With a downtown office vacancy rate of 24.1%, the third highest in Canada in the second quarter and 6% higher than the national rate, Edmonton could use the boost.
Details of the program are still under wraps, but expectations are that the report will present a mix of financial incentives and policy changes. Elsewhere, Calgary’s highly-praised downtown development program has already approved 10 conversion projects with funding at C$75 per square foot, to a maximum of $15 million per property.
Such incentives address the expensive challenges of converting office spaces, writes CBC, which include installing separate plumbing and heating systems for every residential unit in a building that was originally designed around a single system. Inoperable floor-to-ceiling windows are another costly challenge.
There is also the question of whether people will want to live in these buildings, given the tenuous state of many downtown cores. And, if they do, whether an influx of people living downtown will be enough to restore vibrancy and businesses.
Anuj Gupta, president of Anu Developments, told CBC he wasn’t so sure. Gupta’s company is working on an office tower conversion outside Edmonton’s core, and after running some “density math,” he pointed out that “whereas a 100,000-square-foot tower could house about 300 people in apartments, that same building used as an office tower would host 1,000 workers.” That would mean about 700 more people buying lunch and coffee and going out for dinner after work.
Will 300 people living downtown bring more life and money than 1,000 passing through five days a week? “Is it the chicken or the egg, right?” pondered Gupta. “Do you build stuff where people can live and then everything else follows?”

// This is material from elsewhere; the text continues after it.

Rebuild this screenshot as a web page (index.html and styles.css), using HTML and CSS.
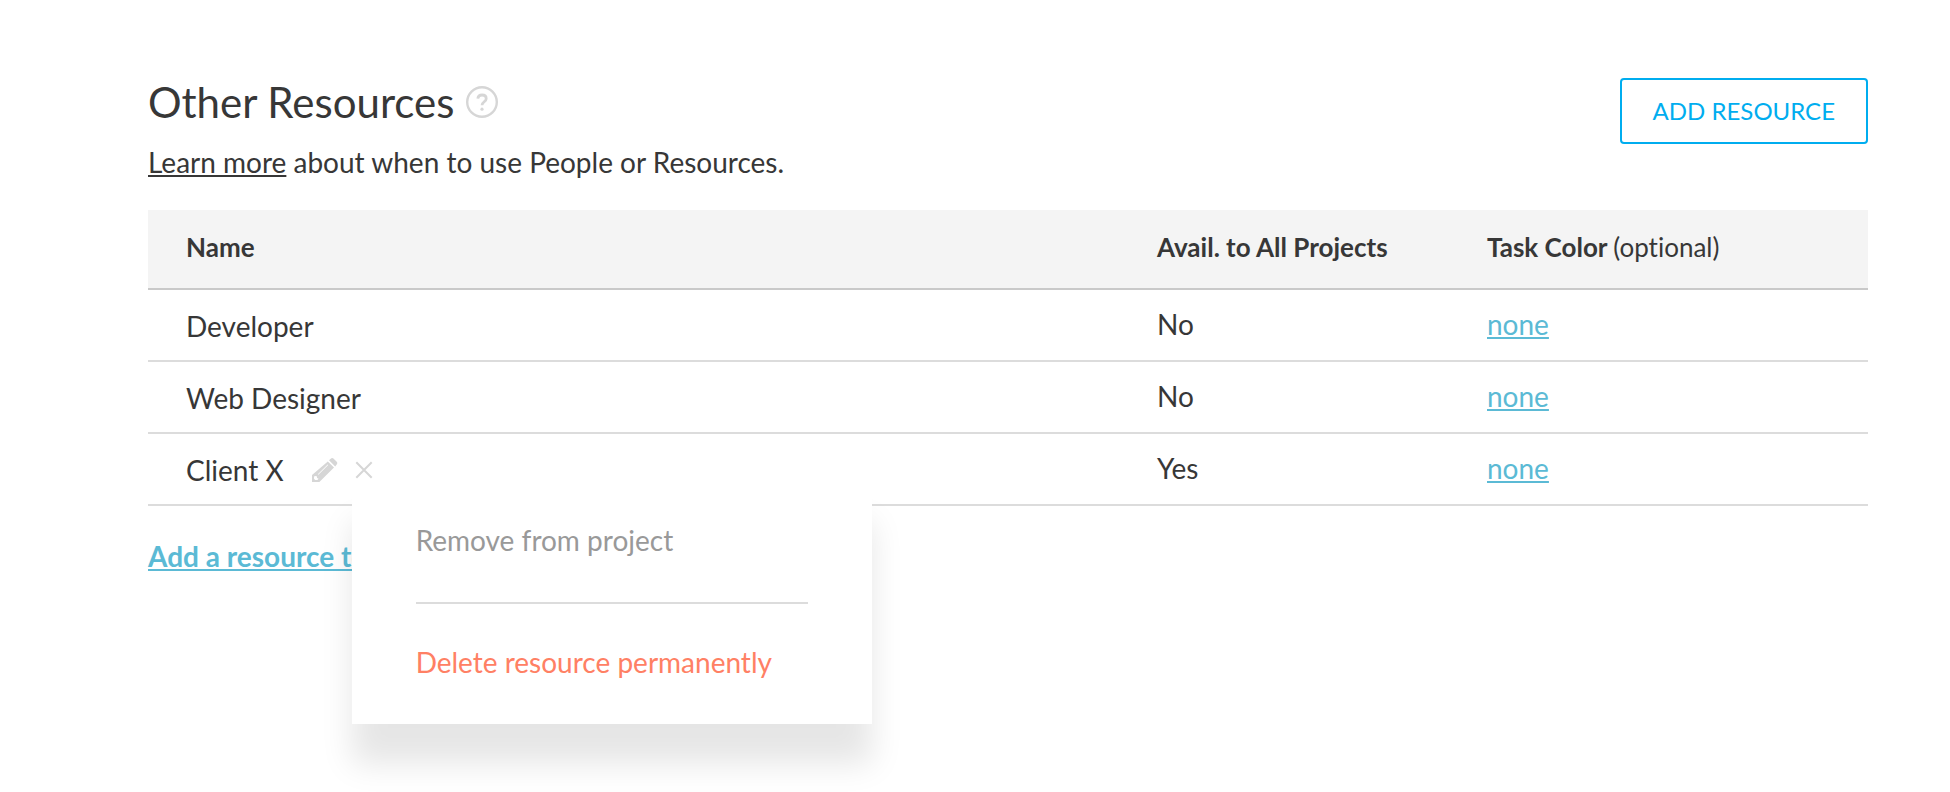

He said his company won’t consider office conversions downtown until Edmonton presents a strategy that rebuilds a thriving business sector in the core and ensures employees spend money there.
As the problem of depopulated office buildings persists across Canadian cities, one subset of downtown real estate is thriving: ‘Class A’ office towers—gleaming edifices with coveted concierge services, gyms, cafés, and the latest HVAC technology.

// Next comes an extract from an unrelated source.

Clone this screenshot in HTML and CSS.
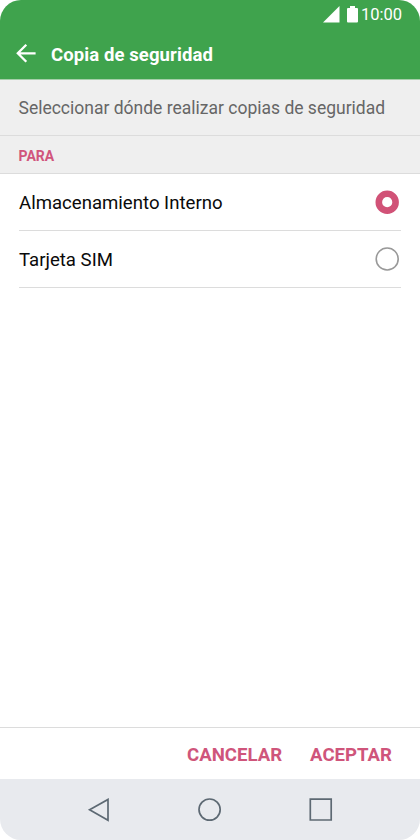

Leased by large businesses like big banks and law firms, Class A real estate is thriving, even as less-glitzy Class B and C towers struggle to justify their existence, reports the Globe and Mail.

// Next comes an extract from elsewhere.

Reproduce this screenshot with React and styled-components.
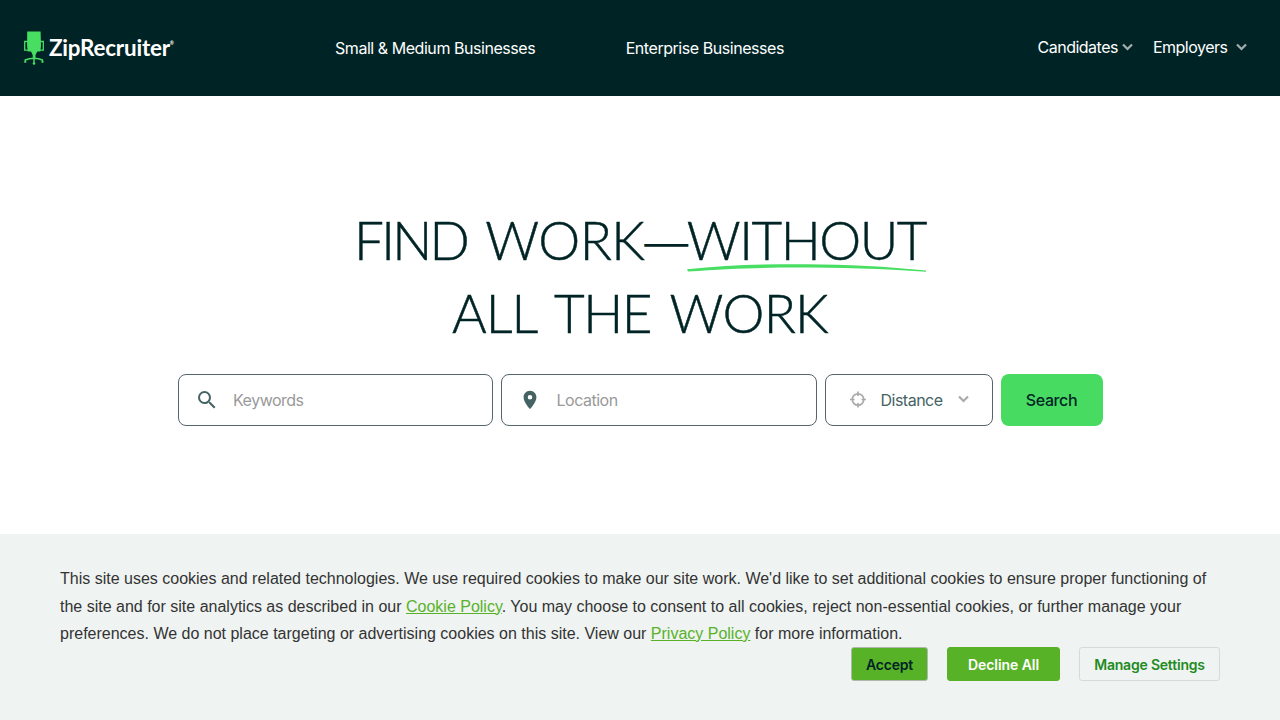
import React from 'react'
import styled, { createGlobalStyle } from 'styled-components'
import { MdSearch, MdLocationOn } from 'react-icons/md'

const GlobalStyle = createGlobalStyle`
* {
  box-sizing: border-box;
}
body {
  margin: 0;
  background: #fff;
  color: #002426;
  font-family: Inter, 'Liberation Sans', sans-serif;
}
`
const Page = styled.div`
  display: flex;
  flex-direction: column;
  height: 100vh;
`
const Header = styled.header`
  display: flex;
  align-items: center;
  height: 96px;
  flex: none;
  padding: 0 33.5px 0 24px;
  background: #002426;
`
const Logo = styled.a`
  display: flex;
  align-items: center;
  width: 311px;
  color: #fff;
  svg {
    margin-right: 5px;
  }
`
const LogoText = styled.span`
  padding-bottom: 1px;
  font-family: Lato, sans-serif;
  font-weight: 700;
  font-size: 22.4px;
  line-height: 30px;
  letter-spacing: -0.2px;
  sup {
    font-size: 5px;
    line-height: 0;
    vertical-align: 11px;
  }
`
const Nav = styled.nav`
  display: flex;
  flex: 1;
  gap: 90.5px;
`
const NavLink = styled.a`
  color: #fff;
  font-size: 16px;
  line-height: 24px;
  letter-spacing: -0.45px;
  white-space: nowrap;
`
const Menus = styled.div`
  display: flex;
  gap: 20px;
  padding-bottom: 2px;
`
const MenuLink = styled(NavLink)`
  display: flex;
  align-items: center;
  gap: ${(p) => p.$gap};
  letter-spacing: -0.5px;
`
const Main = styled.main`
  flex: 1;
  padding-top: 107px;
`
const Title = styled.h1`
  margin: 0;
  text-align: center;
  font-family: Lato, sans-serif;
  font-weight: 300;
  font-size: 53px;
  line-height: 73px;
  letter-spacing: -1.5px;
  word-spacing: 5.5px;
  -webkit-text-stroke: 0.5px #002426;
`
const Word = styled.span`
  letter-spacing: ${(p) => p.$track};
`
const Dash = styled.span`
  font-family: Inter, sans-serif;
  font-size: 44px;
  line-height: 1;
  vertical-align: 1px;
  -webkit-text-stroke: 0;
`
const Marked = styled.span`
  position: relative;
  svg {
    position: absolute;
    left: 0;
    bottom: -1px;
    width: 100%;
    height: 8px;
  }
`
const SearchForm = styled.form`
  display: grid;
  grid-template-columns: 315px 316px 168px 102px;
  gap: 8px;
  justify-content: center;
  margin-top: 25px;
`
const Field = styled.label`
  display: flex;
  align-items: center;
  height: 52px;
  padding: 0 ${(p) => p.$pad};
  border: 1px solid #56646c;
  border-radius: 8px;
  svg {
    flex: none;
    color: #456363;
  }
`
const Input = styled.input`
  flex: 1;
  min-width: 0;
  margin-left: ${(p) => p.$offset};
  padding: 0;
  border: 0;
  outline: none;
  background: none;
  font: 16px Inter, sans-serif;
  letter-spacing: -0.5px;
  &::placeholder {
    color: #999;
    opacity: 1;
  }
`
const Distance = styled.button`
  display: flex;
  align-items: center;
  height: 52px;
  padding: 0 23px 0 24px;
  border: 1px solid #56646c;
  border-radius: 8px;
  background: #fff;
  color: #456363;
  font: 16px Inter, sans-serif;
  letter-spacing: -0.5px;
  svg {
    margin-bottom: 2px;
  }
  span {
    flex: 1;
    margin-left: 14px;
    text-align: left;
  }
`
const SearchButton = styled.button`
  height: 52px;
  border: 0;
  border-radius: 8px;
  background: #47dc61;
  color: #002426;
  font: 500 16px Inter, sans-serif;
  letter-spacing: -0.4px;
`
const CookieBar = styled.section`
  height: 186px;
  flex: none;
  padding: 31px 60px 0;
  background: #eff3f2;
`
const CookieText = styled.p`
  margin: 0;
  color: #333;
  font: 16px/27.5px 'Liberation Sans', sans-serif;
  a {
    color: #58b228;
    text-decoration: underline;
  }
`
const Actions = styled.div`
  display: flex;
  justify-content: flex-end;
  gap: 19px;
  margin-top: -0.5px;
`
const ActionButton = styled.button`
  width: ${(p) => p.$width};
  height: 34px;
  padding: 0;
  border: 1px solid ${(p) => p.$border};
  border-radius: 3px;
  background: ${(p) => p.$bg || 'transparent'};
  color: ${(p) => p.$color};
  font: 600 14px Inter, sans-serif;
  letter-spacing: ${(p) => p.$spacing || '-0.2px'};
`

const Chair = () => (
  <svg width="20" height="34" viewBox="0 0 20 34" fill="none" stroke="#47de62">
    <path d="M3.200 .5h13.400l.4 14.500-.7 5.500h-3l-1.800 3.500v3H8.700v-3L7 20.500H3.800l-.7-5.500z" fill="#47de62" stroke="none" />
    <path d="M4 10.500H.7v8.700H4M16 10.500h3.300v8.700H16" strokeWidth="1.300" />
    <path d="M1.200 31v-2c2.800-1.300 5.800-1.800 8.800-1.800s5.800.5 8.500 1.800v2M10 26v6" strokeWidth="1.400" />
    <circle cx="10" cy="32.500" r="1.300" fill="#47de62" stroke="none" />
    <path d="M.3 31h2M17.500 31h2" strokeWidth="1.600" />
  </svg>
)

const Chevron = ({ color = '#a5adad' }) => (
  <svg width="11" height="8" viewBox="0 0 11 8" fill="none">
    <path d="M1 1.500l4.500 4.500L10 1.500" stroke={color} strokeWidth="2.200" />
  </svg>
)

const Target = () => (
  <svg width="17" height="17" viewBox="0 0 17 17" fill="none">
    <circle cx="8" cy="8.500" r="5.700" stroke="#aaa" strokeWidth="1.700" />
    <path d="M8 .5v4.500M8 12v4.500M0 8.500h4.500M11.500 8.500H16" stroke="#aaa" strokeWidth="1.700" />
  </svg>
)

const App = () => {
  return (
    <>
      <GlobalStyle />
      <Page>
        <Header>
          <Logo>
            <Chair />
            <LogoText>ZipRecruiter<sup>®</sup></LogoText>
          </Logo>
          <Nav>
            <NavLink>Small &amp; Medium Businesses</NavLink>
            <NavLink>Enterprise Businesses</NavLink>
          </Nav>
          <Menus>
            <MenuLink $gap="4px">Candidates <Chevron /></MenuLink>
            <MenuLink $gap="8px">Employers <Chevron /></MenuLink>
          </Menus>
        </Header>
        <Main>
          <Title>
            <Word $track="-2.8px">FIND</Word> <Word $track="-0.6px">WORK</Word><Dash>—</Dash><Marked>WITHOUT
              <svg viewBox="0 0 238 8" preserveAspectRatio="none">
                <path d="M0 5.200C40 1 80 0 119 .2S200 2.500 238 6.500v1.200C195 5 150 3.600 110 3.600S40 4.600 1 7.500z" fill="#47de62" />
              </svg>
            </Marked>
            <br />
            <Word $track="-1px">ALL</Word> THE <Word $track="-0.7px">WORK</Word>
          </Title>
          <SearchForm>
            <Field $pad="16px">
              <MdSearch size={24} />
              <Input $offset="14.5px" placeholder="Keywords" />
            </Field>
            <Field $pad="17px">
              <MdLocationOn size={22} />
              <Input $offset="16px" placeholder="Location" />
            </Field>
            <Distance type="button">
              <Target />
              <span>Distance</span>
              <Chevron color="#aaa" />
            </Distance>
            <SearchButton type="button">Search</SearchButton>
          </SearchForm>
        </Main>
        <CookieBar>
          <CookieText>
            This site uses cookies and related technologies. We use required cookies to make our site work. We'd like to set additional cookies to ensure proper functioning of the site and for site analytics as described in our <a>Cookie Policy</a>. You may choose to consent to all cookies, reject non-essential cookies, or further manage your preferences. We do not place targeting or advertising cookies on this site. View our <a>Privacy Policy</a> for more information.
          </CookieText>
          <Actions>
            <ActionButton $width="77px" $bg="#58b228" $border="#aeb8ae" $color="#002426">Accept</ActionButton>
            <ActionButton $width="113px" $bg="#58b228" $border="#58b228" $color="#fff" $spacing="-0.05px">Decline All</ActionButton>
            <ActionButton $width="141px" $border="#d6dadb" $color="#228b22">Manage Settings</ActionButton>
          </Actions>
        </CookieBar>
      </Page>
    </>
  )
}

export default App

“It’s the best versus the rest,” said Paul Morassutti, chair of CBRE, a commercial real estate firm.
“Remote work has led tenants to reduce their office footprint or get rid of space on the sublet market,” explains the Globe. “At the same time, more office towers have been completed, pushing additional space on the market. That additional space has forced the top building owners to offer incentives to retain and get new tenants, leading to an exodus from the less desirable buildings.”
The division is stark in downtown Ottawa, where data show vacancy rates of 14% for Class A buildings and 33% for Class C.
Pointing out the dangers of such “flight to quality,” a Calgary office revitalization report published [pdf] in 2022 warned that the exodus from Class B and C buildings in the downtown’s west end to new Class A builds in the east was contributing to “a lack of vibrancy overall, no increase in property tax revenues for the city and the province, and little to no capital investment from institutional or private capital.”